Still?! So even now does your father have an effect on you?
Yeah (dry smirk). He is king. When I was in school, I would go to my friends’ houses and see them getting on well with their dads, talking about porn and stuff, and I was so jealous. I tried to have that kind of friendly connection, but I just got beaten for it (dry smirk). I was afraid after that.

So was your mother really gentle and kind - the exact opposite?
No, my mum was really strict. My grandmother was a single parent, who raised my mother on her own, and I don’t know exactly what their relationship was like but she was very strict with me and with etiquette. In elementary school, we discussed the topic of abuse, and I didn’t understand at all, so I said to my mother “Mum, I’m abused too, right?” I was hit for thinking that way (dry smirk).

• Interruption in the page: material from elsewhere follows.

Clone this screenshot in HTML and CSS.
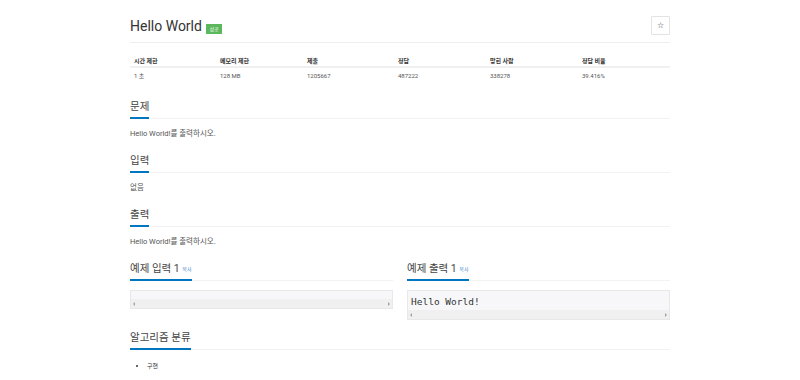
FILE: index.html
```html
<!DOCTYPE html>
<html>
<head>
    <meta charset="UTF-8">
    <title>Hello World</title>
    <!-- Styling for the problem page -->
    <link rel="stylesheet" href="styles.css">
</head>
<body>
<div class="container">
    <div class="page-header">
        <h1 class="problem-title">Hello World <span class="result-badge">성공</span></h1>
        <button class="star-button" type="button">☆</button>
    </div>

    <!-- Problem info table -->
    <table class="problem-info">
        <thead>
            <tr>
                <th>시간 제한</th>
                <th>메모리 제한</th>
                <th>제출</th>
                <th>정답</th>
                <th>맞힌 사람</th>
                <th>정답 비율</th>
            </tr>
        </thead>
        <tbody>
            <tr>
                <td>1 초</td>
                <td>128 MB</td>
                <td>1205667</td>
                <td>487222</td>
                <td>338278</td>
                <td>39.416%</td>
            </tr>
        </tbody>
    </table>

    <section class="problem-section">
        <div class="headline"><h2>문제</h2></div>
        <p class="problem-text">Hello World!를 출력하시오.</p>
    </section>

    <section class="problem-section">
        <div class="headline"><h2>입력</h2></div>
        <p class="problem-text">없음</p>
    </section>

    <section class="problem-section">
        <div class="headline"><h2>출력</h2></div>
        <p class="problem-text">Hello World!를 출력하시오.</p>
    </section>

    <!-- Samples -->
    <div class="sample-row">
        <section class="sample-section">
            <div class="headline"><h2>예제 입력 1 <a class="copy-button">복사</a></h2></div>
            <div class="sample-box">
                <pre class="sample-data"></pre>
                <div class="fake-scrollbar"><span class="arrow-left"></span><span class="arrow-right"></span></div>
            </div>
        </section>
        <section class="sample-section">
            <div class="headline"><h2>예제 출력 1 <a class="copy-button">복사</a></h2></div>
            <div class="sample-box">
                <pre class="sample-data">Hello World!</pre>
                <div class="fake-scrollbar"><span class="arrow-left"></span><span class="arrow-right"></span></div>
            </div>
        </section>
    </div>

    <section class="problem-section">
        <div class="headline"><h2>알고리즘 분류</h2></div>
        <ul class="tag-list">
            <li>구현</li>
        </ul>
    </section>
</div>
</body>
</html>
```

FILE: styles.css
```css
/* Body styling */
body {
    font-family: Roboto, "Noto Sans CJK KR", sans-serif;
    background-color: #fff;
    color: #555;
    margin: 0;
    padding: 0;
}

/* Page container */
.container {
    width: 540px;
    margin: 0 auto;
}

/* Title row */
.page-header {
    display: flex;
    align-items: center;
    justify-content: space-between;
    padding-top: 16px;
    padding-bottom: 7px;
    border-bottom: 1px solid #eee;
}

.problem-title {
    margin: 0;
    font-weight: 400;
    font-size: 14px;
    line-height: 18px;
    color: #333;
}

.result-badge {
    display: inline-block;
    margin-left: 1px;
    padding: 0 3px;
    line-height: 10px;
    font-size: 5px;
    color: #fff;
    background-color: #5cb85c;
}

.star-button {
    width: 19px;
    height: 19px;
    padding: 0;
    border: 1px solid #e3e3e3;
    border-radius: 1px;
    background-color: #fff;
    color: #333;
    font-size: 8px;
    line-height: 17px;
}

/* Info table */
.problem-info {
    width: 100%;
    margin-top: 12px;
    border-collapse: collapse;
    font-size: 6px;
}

.problem-info th {
    padding: 2px 4px 1px;
    line-height: 8px;
    text-align: left;
    font-weight: 700;
    color: #333;
    border-bottom: 2px solid #f0f0f0;
}

.problem-info td {
    padding: 4px 4px 2px;
    line-height: 8px;
}

.problem-info th:nth-child(1) { width: 78px; }
.problem-info th:nth-child(2) { width: 79px; }
.problem-info th:nth-child(3) { width: 83px; }
.problem-info th:nth-child(4) { width: 84px; }
.problem-info th:nth-child(5) { width: 84px; }

/* Sections */
.problem-section {
    margin-bottom: 14px;
}

.problem-info + .problem-section {
    margin-top: 17px;
}

.headline {
    display: flex;
    border-bottom: 1px solid #f2f2f2;
}

.headline h2 {
    margin: 0 0 -1px;
    padding-bottom: 2px;
    font-size: 10.5px;
    line-height: 16px;
    font-weight: 400;
    color: #444;
    border-bottom: 2px solid #0076c0;
}

.problem-text {
    margin: 10px 0 0;
    font-size: 7.5px;
    line-height: 10px;
}

/* Samples */
.sample-row {
    display: grid;
    grid-template-columns: 1fr 1fr;
    gap: 14px;
    margin-bottom: 10px;
}

.copy-button {
    font-size: 5px;
    color: #428bca;
    vertical-align: 1px;
}

.sample-box {
    margin-top: 9px;
    border: 1px solid #e8e8e8;
    background-color: #f7f7f9;
}

.sample-data {
    margin: 0;
    padding: 5px 3px 3px;
    font-family: "DejaVu Sans Mono", monospace;
    font-size: 9.5px;
    line-height: 11px;
    color: #333;
}

.fake-scrollbar {
    display: flex;
    align-items: center;
    justify-content: space-between;
    height: 9px;
    padding: 0 2px;
    background-color: #f0f0f0;
}

.arrow-left,
.arrow-right {
    width: 0;
    height: 0;
    border-top: 2px solid transparent;
    border-bottom: 2px solid transparent;
}

.arrow-left {
    border-right: 2px solid #a3a3a3;
}

.arrow-right {
    border-left: 2px solid #a3a3a3;
}

/* Tag list */
.tag-list {
    margin: 11px 0 0;
    padding-left: 17px;
    font-size: 6px;
    line-height: 10px;
    color: #333;
}
```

That sounds about right (dry smirk). So what about your brother?
When we were little I remember we used to always sing and play together, but now we don’t really talk a lot. Recently we went out to get ramen together for the first time in ages.  We were both really quiet and played with our mobiles. It was like it was a first date or something (laugh).

So life was like that since you were little?
Yeah. Neither of my parents would be there when I came home from school because they both worked. I was what you’d call a Latchkey kid.

So, would everyone be there for dinner?
I remember family dinner being very on edge. My father would instantly overturn the table. Mum would get agitated over it, and we kids would make sure to be careful.

Weren’t you lonely?
I used to go and hang out with friends after school, so I didn’t feel that lonely. I did feel a bit lonely at night though.
Did you ever get up to any mischief with your friends?

Yeah. See, when I came home, I was a quiet boy. School was fun. It’s supposed to be the other way around (laugh).

Did you ever bully anyone?
 No. I didn’t go that far. I was quite adventurous, so I’d help people from when I was little. That was normal in elementary school, playing baseball, soccer and tag.

That’s lovely (smile). So it was normal elementary school life?
Yeah. Covered in mud (laugh).

So what did you want to be when you grew up in elementary school?
 I really wanted to be a professional baseball player.

Oh, so you joined the Little League?
Yeah, yeah. I’m still proud of it now. If we won one game in front of a city representative, selected players got to go to America. We had a very good team.

Oh wow. Were you an active member of the team?
I was captain (laugh). Whether I was a pitcher or a catcher, I’d hit about 4.

You’re an Ace! So people put a lot of faith in you as captain, right?
I don’t know about that. I just did what the coach or the chairman of the animal breeding committee felt was the best.

Animal breeding committee?
I liked animals. I had a pet rabbit at home. He was a New Years’ resent. I remember going down to the pet shop nearby to buy him (smile).

So to recap, you were Ace in baseball and you love rabbits. The image of a sweet young boy comes to mind (laugh). A lot happened at home. Did you grow up quickly?
Yeah, I did. But I was blessed with really great friends.

Were you any good at studying?
I didn’t hate it. I was interested in everything. I even went to abacus cram school [*5].

It’s all about being organised, isn’t it?
I liked numbers. Back then I was god at maths.

So, was it a dramatic change when you entered middle school?
It was (dry smile). That was around the time when the hierarchical order was born, especially between the boys. More of us went our separate ways. Having said that, a lot of people also started mingling with others. I’d get along well with these people and talk with the gloomy, quiet kids too. I didn’t discriminate.

Doesn’t that mean that you were associated with both groups?
Yeah. I didn’t have a guitar at home, so up until the first year of middle school we’d join the baseball club together. We were in shape from practicing all summer. It was difficult so we thought it was lame at the time. I didn’t really care for studying either then. But it was around that time that I started listening to music. I really got into bands like Luna Sea, Glay and L’arc en Ciel. It was usually that and JPop. I listened to everything then.

So, you broke free from both baseball and study. Were your sights set on music then?
Yeah. I started collecting CDs and magazines. I had an acoustic guitar at home so I’d play Yuzu, 19 and Mister Children with my friend.

Translator's Notes:

[*1]「森のくまさん」in Japanese. I’m guessing it’s a song along the same lines.

[*2] A type of perm popular with Japanese men. It was once associated with Yakuza and other hardcore types before being assimilated into popular fashion.

[*3] A term of endearment used by fans of singer songwriter Yazawa Eikichi. 

[*4] About 10 – 12 square metres.

[*5] Cram schools are private schools for extra study after normal school hours. Despite the increasing use of calculators, most Japanese prefer to use abacuses for simple maths calculations. A lot of kids go to cram school to learn how to use abacuses properly. 


  1. Thanks for translating! I never knew anything of Shuu's history, in a way I like reading this because I can identify with him much more now.

  2. You're welcome! I'm glad you enjoyed it. I liked finding out more about him too, he never talks about himself so it's interesting to see his background.